(Code that builds pages)
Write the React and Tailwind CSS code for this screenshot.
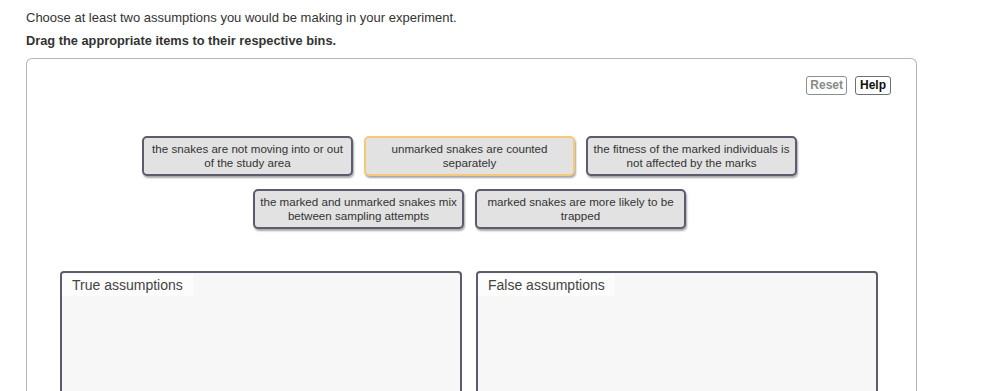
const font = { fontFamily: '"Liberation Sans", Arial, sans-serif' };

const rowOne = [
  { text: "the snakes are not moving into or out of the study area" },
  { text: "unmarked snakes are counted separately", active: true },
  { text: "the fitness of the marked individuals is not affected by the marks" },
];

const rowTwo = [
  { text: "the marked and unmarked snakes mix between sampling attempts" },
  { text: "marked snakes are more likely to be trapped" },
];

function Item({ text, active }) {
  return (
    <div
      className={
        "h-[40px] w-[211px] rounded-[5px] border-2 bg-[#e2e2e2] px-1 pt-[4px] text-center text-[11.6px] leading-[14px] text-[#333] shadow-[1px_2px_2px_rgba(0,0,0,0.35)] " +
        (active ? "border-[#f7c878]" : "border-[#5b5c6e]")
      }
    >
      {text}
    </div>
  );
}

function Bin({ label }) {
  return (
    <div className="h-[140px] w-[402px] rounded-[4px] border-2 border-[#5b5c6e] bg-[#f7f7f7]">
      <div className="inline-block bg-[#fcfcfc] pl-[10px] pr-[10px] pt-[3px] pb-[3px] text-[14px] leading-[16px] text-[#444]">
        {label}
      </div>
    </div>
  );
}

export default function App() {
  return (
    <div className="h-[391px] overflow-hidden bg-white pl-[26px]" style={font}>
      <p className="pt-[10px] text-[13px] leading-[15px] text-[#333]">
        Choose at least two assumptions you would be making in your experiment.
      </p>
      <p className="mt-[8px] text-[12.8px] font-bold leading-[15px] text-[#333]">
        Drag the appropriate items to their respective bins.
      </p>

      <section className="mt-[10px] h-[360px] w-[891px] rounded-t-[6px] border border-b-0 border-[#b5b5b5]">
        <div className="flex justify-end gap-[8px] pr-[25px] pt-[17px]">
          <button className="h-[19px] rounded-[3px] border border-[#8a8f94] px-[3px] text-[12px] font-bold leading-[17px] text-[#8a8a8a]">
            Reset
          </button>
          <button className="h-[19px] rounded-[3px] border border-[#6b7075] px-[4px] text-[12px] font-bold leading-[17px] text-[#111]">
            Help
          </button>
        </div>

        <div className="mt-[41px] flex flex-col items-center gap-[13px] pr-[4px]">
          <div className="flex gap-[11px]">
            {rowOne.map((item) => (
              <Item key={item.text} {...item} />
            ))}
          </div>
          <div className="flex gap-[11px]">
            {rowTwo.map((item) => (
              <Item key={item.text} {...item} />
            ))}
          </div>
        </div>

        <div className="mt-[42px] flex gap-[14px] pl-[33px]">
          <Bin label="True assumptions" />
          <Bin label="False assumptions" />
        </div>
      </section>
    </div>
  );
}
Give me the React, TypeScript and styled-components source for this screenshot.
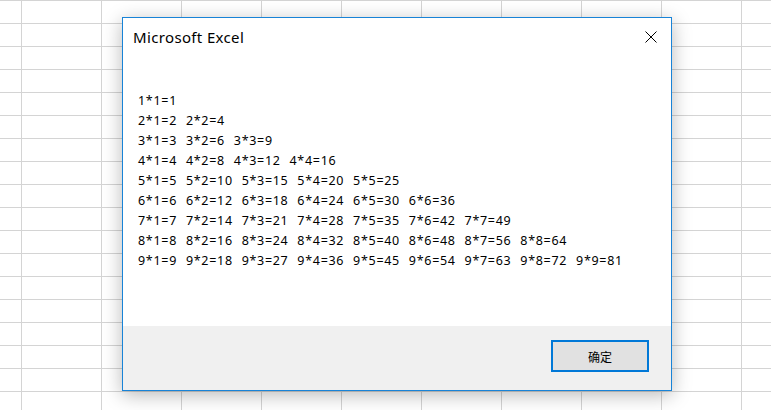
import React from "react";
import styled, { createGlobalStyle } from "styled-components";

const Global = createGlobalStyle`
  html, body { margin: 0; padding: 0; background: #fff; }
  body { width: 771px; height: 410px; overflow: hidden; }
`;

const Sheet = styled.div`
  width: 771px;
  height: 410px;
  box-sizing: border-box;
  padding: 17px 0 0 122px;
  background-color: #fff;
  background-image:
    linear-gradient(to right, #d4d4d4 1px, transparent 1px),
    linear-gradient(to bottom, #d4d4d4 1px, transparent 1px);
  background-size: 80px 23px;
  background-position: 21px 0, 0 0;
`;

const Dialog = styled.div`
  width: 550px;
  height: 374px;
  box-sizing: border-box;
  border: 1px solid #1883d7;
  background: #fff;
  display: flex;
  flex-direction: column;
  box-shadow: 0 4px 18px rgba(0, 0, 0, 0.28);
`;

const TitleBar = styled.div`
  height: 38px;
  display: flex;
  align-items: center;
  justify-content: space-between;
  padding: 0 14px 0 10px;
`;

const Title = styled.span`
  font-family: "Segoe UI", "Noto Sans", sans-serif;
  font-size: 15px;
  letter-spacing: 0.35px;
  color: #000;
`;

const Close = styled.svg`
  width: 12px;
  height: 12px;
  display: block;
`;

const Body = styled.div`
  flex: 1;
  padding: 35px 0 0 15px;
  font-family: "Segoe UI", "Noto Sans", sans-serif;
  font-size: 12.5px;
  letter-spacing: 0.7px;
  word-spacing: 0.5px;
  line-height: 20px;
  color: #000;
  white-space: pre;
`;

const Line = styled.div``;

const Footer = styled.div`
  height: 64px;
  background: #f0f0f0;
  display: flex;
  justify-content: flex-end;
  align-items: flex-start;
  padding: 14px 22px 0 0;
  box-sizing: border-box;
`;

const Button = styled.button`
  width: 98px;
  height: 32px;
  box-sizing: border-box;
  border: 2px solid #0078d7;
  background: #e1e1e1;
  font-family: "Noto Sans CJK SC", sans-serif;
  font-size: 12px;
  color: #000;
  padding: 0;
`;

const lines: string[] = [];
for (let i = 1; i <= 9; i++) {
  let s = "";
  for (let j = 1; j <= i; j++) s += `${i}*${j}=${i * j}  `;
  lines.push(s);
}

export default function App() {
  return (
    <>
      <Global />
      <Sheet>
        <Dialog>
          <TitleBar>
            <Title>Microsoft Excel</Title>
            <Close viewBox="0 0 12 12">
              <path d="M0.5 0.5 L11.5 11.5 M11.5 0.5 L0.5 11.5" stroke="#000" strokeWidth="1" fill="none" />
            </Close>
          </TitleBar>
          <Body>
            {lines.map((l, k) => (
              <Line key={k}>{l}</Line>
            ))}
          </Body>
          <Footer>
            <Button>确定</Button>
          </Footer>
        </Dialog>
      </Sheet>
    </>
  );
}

Given exercise: Pictures in the records above are left out; print everything else exactly as written.

Worked answer:
Write the React and Tailwind CSS code for this screenshot.
const font = { fontFamily: '"Liberation Sans", Arial, sans-serif' };

const rowOne = [
  { text: "the snakes are not moving into or out of the study area" },
  { text: "unmarked snakes are counted separately", active: true },
  { text: "the fitness of the marked individuals is not affected by the marks" },
];

const rowTwo = [
  { text: "the marked and unmarked snakes mix between sampling attempts" },
  { text: "marked snakes are more likely to be trapped" },
];

function Item({ text, active }) {
  return (
    <div
      className={
        "h-[40px] w-[211px] rounded-[5px] border-2 bg-[#e2e2e2] px-1 pt-[4px] text-center text-[11.6px] leading-[14px] text-[#333] shadow-[1px_2px_2px_rgba(0,0,0,0.35)] " +
        (active ? "border-[#f7c878]" : "border-[#5b5c6e]")
      }
    >
      {text}
    </div>
  );
}

function Bin({ label }) {
  return (
    <div className="h-[140px] w-[402px] rounded-[4px] border-2 border-[#5b5c6e] bg-[#f7f7f7]">
      <div className="inline-block bg-[#fcfcfc] pl-[10px] pr-[10px] pt-[3px] pb-[3px] text-[14px] leading-[16px] text-[#444]">
        {label}
      </div>
    </div>
  );
}

export default function App() {
  return (
    <div className="h-[391px] overflow-hidden bg-white pl-[26px]" style={font}>
      <p className="pt-[10px] text-[13px] leading-[15px] text-[#333]">
        Choose at least two assumptions you would be making in your experiment.
      </p>
      <p className="mt-[8px] text-[12.8px] font-bold leading-[15px] text-[#333]">
        Drag the appropriate items to their respective bins.
      </p>

      <section className="mt-[10px] h-[360px] w-[891px] rounded-t-[6px] border border-b-0 border-[#b5b5b5]">
        <div className="flex justify-end gap-[8px] pr-[25px] pt-[17px]">
          <button className="h-[19px] rounded-[3px] border border-[#8a8f94] px-[3px] text-[12px] font-bold leading-[17px] text-[#8a8a8a]">
            Reset
          </button>
          <button className="h-[19px] rounded-[3px] border border-[#6b7075] px-[4px] text-[12px] font-bold leading-[17px] text-[#111]">
            Help
          </button>
        </div>

        <div className="mt-[41px] flex flex-col items-center gap-[13px] pr-[4px]">
          <div className="flex gap-[11px]">
            {rowOne.map((item) => (
              <Item key={item.text} {...item} />
            ))}
          </div>
          <div className="flex gap-[11px]">
            {rowTwo.map((item) => (
              <Item key={item.text} {...item} />
            ))}
          </div>
        </div>

        <div className="mt-[42px] flex gap-[14px] pl-[33px]">
          <Bin label="True assumptions" />
          <Bin label="False assumptions" />
        </div>
      </section>
    </div>
  );
}
Give me the React, TypeScript and styled-components source for this screenshot.
import React from "react";
import styled, { createGlobalStyle } from "styled-components";

const Global = createGlobalStyle`
  html, body { margin: 0; padding: 0; background: #fff; }
  body { width: 771px; height: 410px; overflow: hidden; }
`;

const Sheet = styled.div`
  width: 771px;
  height: 410px;
  box-sizing: border-box;
  padding: 17px 0 0 122px;
  background-color: #fff;
  background-image:
    linear-gradient(to right, #d4d4d4 1px, transparent 1px),
    linear-gradient(to bottom, #d4d4d4 1px, transparent 1px);
  background-size: 80px 23px;
  background-position: 21px 0, 0 0;
`;

const Dialog = styled.div`
  width: 550px;
  height: 374px;
  box-sizing: border-box;
  border: 1px solid #1883d7;
  background: #fff;
  display: flex;
  flex-direction: column;
  box-shadow: 0 4px 18px rgba(0, 0, 0, 0.28);
`;

const TitleBar = styled.div`
  height: 38px;
  display: flex;
  align-items: center;
  justify-content: space-between;
  padding: 0 14px 0 10px;
`;

const Title = styled.span`
  font-family: "Segoe UI", "Noto Sans", sans-serif;
  font-size: 15px;
  letter-spacing: 0.35px;
  color: #000;
`;

const Close = styled.svg`
  width: 12px;
  height: 12px;
  display: block;
`;

const Body = styled.div`
  flex: 1;
  padding: 35px 0 0 15px;
  font-family: "Segoe UI", "Noto Sans", sans-serif;
  font-size: 12.5px;
  letter-spacing: 0.7px;
  word-spacing: 0.5px;
  line-height: 20px;
  color: #000;
  white-space: pre;
`;

const Line = styled.div``;

const Footer = styled.div`
  height: 64px;
  background: #f0f0f0;
  display: flex;
  justify-content: flex-end;
  align-items: flex-start;
  padding: 14px 22px 0 0;
  box-sizing: border-box;
`;

const Button = styled.button`
  width: 98px;
  height: 32px;
  box-sizing: border-box;
  border: 2px solid #0078d7;
  background: #e1e1e1;
  font-family: "Noto Sans CJK SC", sans-serif;
  font-size: 12px;
  color: #000;
  padding: 0;
`;

const lines: string[] = [];
for (let i = 1; i <= 9; i++) {
  let s = "";
  for (let j = 1; j <= i; j++) s += `${i}*${j}=${i * j}  `;
  lines.push(s);
}

export default function App() {
  return (
    <>
      <Global />
      <Sheet>
        <Dialog>
          <TitleBar>
            <Title>Microsoft Excel</Title>
            <Close viewBox="0 0 12 12">
              <path d="M0.5 0.5 L11.5 11.5 M11.5 0.5 L0.5 11.5" stroke="#000" strokeWidth="1" fill="none" />
            </Close>
          </TitleBar>
          <Body>
            {lines.map((l, k) => (
              <Line key={k}>{l}</Line>
            ))}
          </Body>
          <Footer>
            <Button>确定</Button>
          </Footer>
        </Dialog>
      </Sheet>
    </>
  );
}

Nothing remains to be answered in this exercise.